[Mag'UPVD #48] Eau en bouteille : une histoire qui fait « pschitt » ?

Le 19 mai 2025, le Sénat a remis les conclusions de sa commission d’enquête sur « les pratiques des industriels de l’eau en bouteille ». Initiée en décembre 2024, elle faisait suite au scandale médiatique « des eaux minérales en bouteille ».

  • Le 7 juil.
Pendant des années, une grande multinationale a commercialisé une eau préalablement traitée sous l’appellation « eau minérale ». Or, en France, cela constitue une fraude. Présent lors de la commission, le Pr Nicolas Marty, enseignant-chercheur à l’UPVD et auteur de plusieurs ouvrages sur l’industrialisation de l’eau en bouteille, revient pour le Mag’UPVD sur l’origine de cette appellation et la construction de ce marché économique.


 

Nicolas Marty
Professeur des universités en Histoire contemporaine

Comment avez-vous été amené à travailler sur l’eau en bouteille ?

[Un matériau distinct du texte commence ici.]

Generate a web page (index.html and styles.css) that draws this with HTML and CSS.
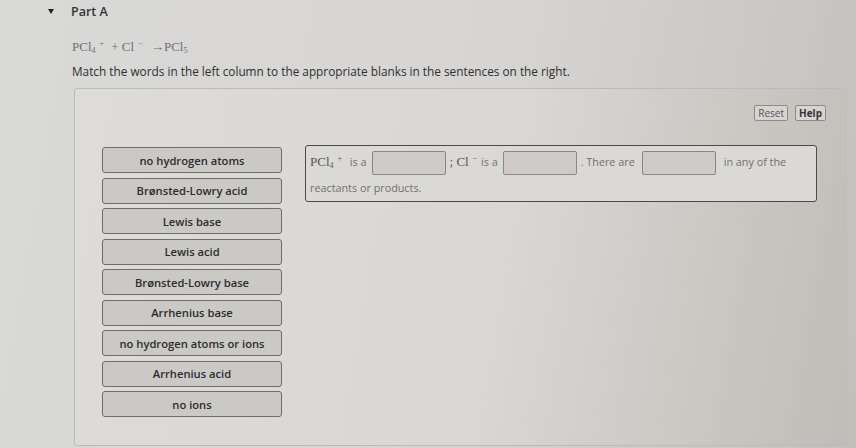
FILE: index.html
```html
<!DOCTYPE html>
<html>
<head>
<meta charset="utf-8">
<link rel="stylesheet" href="styles.css">
</head>
<body>
<div class="page">
  <div class="part-head">
    <span class="caret"></span>
    <span class="part-title">Part A</span>
  </div>
  <div class="content">
    <p class="equation">PCl<sub>4</sub><sup class="plus">+</sup> + Cl<sup class="minus">−</sup> →PCl<sub>5</sub></p>
    <p class="instructions">Match the words in the left column to the appropriate blanks in the sentences on the right.</p>
    <div class="panel">
      <div class="toolbar">
        <button class="tool">Reset</button>
        <button class="tool bold">Help</button>
      </div>
      <div class="workspace">
        <div class="choices">
          <div class="chip">no hydrogen atoms</div>
          <div class="chip">Brønsted-Lowry acid</div>
          <div class="chip">Lewis base</div>
          <div class="chip">Lewis acid</div>
          <div class="chip">Brønsted-Lowry base</div>
          <div class="chip">Arrhenius base</div>
          <div class="chip">no hydrogen atoms or ions</div>
          <div class="chip">Arrhenius acid</div>
          <div class="chip">no ions</div>
        </div>
        <div class="sentence"><span class="chem">PCl<sub>4</sub><sup class="plus">+</sup></span> is a<span class="blank"></span><span class="chem">; Cl<sup class="minus">−</sup></span> is a<span class="blank"></span>. There are<span class="blank b3"></span>in any of the reactants or products.</div>
      </div>
    </div>
  </div>
</div>
</body>
</html>
```

FILE: styles.css
```css
html, body {
  margin: 0;
  padding: 0;
}
body {
  width: 856px;
  height: 448px;
  overflow: hidden;
  background: linear-gradient(100deg, #d9d9d7 0%, #d6d5d3 55%, #c3c0bc 100%);
  font-family: "Open Sans", "Noto Sans", sans-serif;
  color: #2e2e2e;
}
.page {
  padding-top: 3px;
}
.part-head {
  display: flex;
  align-items: center;
  height: 16px;
}
.caret {
  width: 0;
  height: 0;
  margin-left: 48px;
  border-left: 3.5px solid transparent;
  border-right: 3.5px solid transparent;
  border-top: 5px solid #222;
}
.part-title {
  margin-left: 17px;
  font-size: 12.5px;
  font-weight: 600;
  color: #333;
}
.content {
  padding-left: 72px;
}
sub, sup {
  line-height: 0;
  font-size: 8px;
}
sub {
  vertical-align: -2px;
}
sup {
  vertical-align: 5px;
}
.equation {
  margin: 20px 0 0 0;
  font-family: "Liberation Serif", serif;
  font-size: 13px;
  color: #707070;
  line-height: 15px;
}
.equation sup.plus {
  margin: 0 4px 0 4px;
}
.equation sup.minus {
  margin: 0 5px 0 4px;
}
.instructions {
  margin: 10px 0 0 0;
  font-size: 11.8px;
  line-height: 14px;
  font-weight: 500;
  color: #2f2f2f;
}
.panel {
  margin-top: 10px;
  margin-left: 2px;
  width: 773px;
  height: 358px;
  border: 1px solid #bdbbb8;
  border-radius: 3px;
  background: linear-gradient(100deg, #dddcda 0%, #d9d7d4 55%, #c0bcb7 100%);
  box-sizing: border-box;
}
.toolbar {
  display: flex;
  justify-content: flex-end;
  gap: 7px;
  padding: 16px 20px 0 0;
}
.tool {
  height: 16px;
  padding: 0 3px;
  font-family: "Open Sans", "Noto Sans", sans-serif;
  font-size: 10px;
  line-height: 13px;
  color: #555;
  background: #d6d4d1;
  border: 1px solid #8e8c89;
  border-radius: 2px;
}
.tool.bold {
  font-weight: 700;
  color: #333;
}
.workspace {
  display: flex;
  align-items: flex-start;
  padding: 24px 0 0 27px;
}
.choices {
  display: flex;
  flex-direction: column;
  gap: 4.5px;
  width: 180px;
  margin-top: 2px;
}
.chip {
  height: 26px;
  box-sizing: border-box;
  border: 1.5px solid #6e6d6b;
  border-radius: 3px;
  background: #cbc9c6;
  font-size: 11.2px;
  font-weight: 600;
  color: #2c2c2c;
  display: flex;
  align-items: center;
  justify-content: center;
}
.sentence {
  margin-left: 23px;
  width: 512px;
  height: 57px;
  box-sizing: border-box;
  border: 1.5px solid #4a4a4a;
  border-radius: 3px;
  padding: 3px 6px 0 4px;
  font-size: 10.8px;
  line-height: 25px;
  color: #707070;
  background: #dbd9d6;
}
.chem {
  font-family: "Liberation Serif", serif;
  font-size: 13px;
  color: #555;
}
.chem sup.plus {
  margin: 0 5px 0 4px;
}
.chem sup.minus {
  margin: 0 1px 0 4px;
}
.blank {
  display: inline-block;
  width: 74px;
  height: 24px;
  box-sizing: border-box;
  border: 1.5px solid #8a8886;
  border-radius: 2px;
  background: #cecbc8;
  vertical-align: middle;
  margin: 0 4px 0 5px;
}
.b3 {
  margin: 0 8px 0 7px;
}
```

Nicolas Marty : En tant qu’historien économiste, j’ai fait ma thèse sur l’histoire de l’entreprise Perrier et sa communauté ouvrière. Une partie de mes travaux portait ainsi sur l’histoire de l’entreprise, son origine et dans quel marché économique elle s’inscrit. C’est à partir de ce moment-là que je me suis intéressé au marché de l’eau embouteillée dans son ensemble avec tous ces opérateurs et sa construction. Dans mes recherches, j’ai beaucoup travaillé sur la définition de la qualité de l’eau minérale en Europe et la régularisation qu’il en découle aujourd’hui selon les pays.

 

Quelles sont les spécificités du marché de l’eau en bouteille en Europe ?

En Europe, pour un même produit, les marchés se sont construits de manière différente. En France, il faut l’équivalent d’une autorisation de mise sur le marché par la puissance publique sur avis de l’Académie de médecine, postulant une valeur thérapeutique ou favorable à la santé. Alors qu’en Allemagne, en Autriche et en Suisse, ce sont les chimistes qui ont défini la qualité de l’eau minérale par rapport à la simple présence de minéraux dans l’eau. Sur le plan économique, en France nous sommes en présence d’un oligopole. Trois gros opérateurs contrôlent une partie significative du marché. En revanche, en Allemagne, il n’y a pas d’oligopole mais une multitude d’opérateurs régionaux.
 

Pour un même produit, les marchés se sont construits de manière différente.




 

Comment expliquez-vous ces différences ?

En histoire sociale et économique, on considère que la construction des marchés n’est pas naturelle, mais une résultante des rapports de force entre différents acteurs marchands et non marchands. En France, le marché de l’eau minérale en bouteille a été régulé par l’Académie de médecine, acteur non marchand, qui souhaitait valoriser ses bienfaits thérapeutiques et défendre le thermalisme. Au Royaume-Uni, au contraire, ces bienfaits ne sont pas du tout pris en compte. Tant que le consommateur est informé de ce qu’il y a dans le produit qu’il achète (sucre, arômes…), les opérateurs peuvent vendre librement leur bouteille sous l’appellation « eau minérale » ou sous une autre d’ailleurs. Ce n’est donc pas la même régulation ni les mêmes pratiques industrielles qui se mettent en place historiquement en fonction de la définition de l’eau minérale adoptée par chaque pays.

 

Quels sont les défis à venir ?

La production des bouteilles en plastique, malgré le recyclage, a un coût en ressources conséquent. Sur ce point, je pense que nous allons devoir nécessairement nous éloigner des emballages à usage unique. D’autant plus qu’il participe à la diffusion des micro-plastiques dans les eaux et les organismes vivants, impactant nos environnements et la santé humaine. Dans tous les cas, c’est un secteur aux enjeux politiques importants.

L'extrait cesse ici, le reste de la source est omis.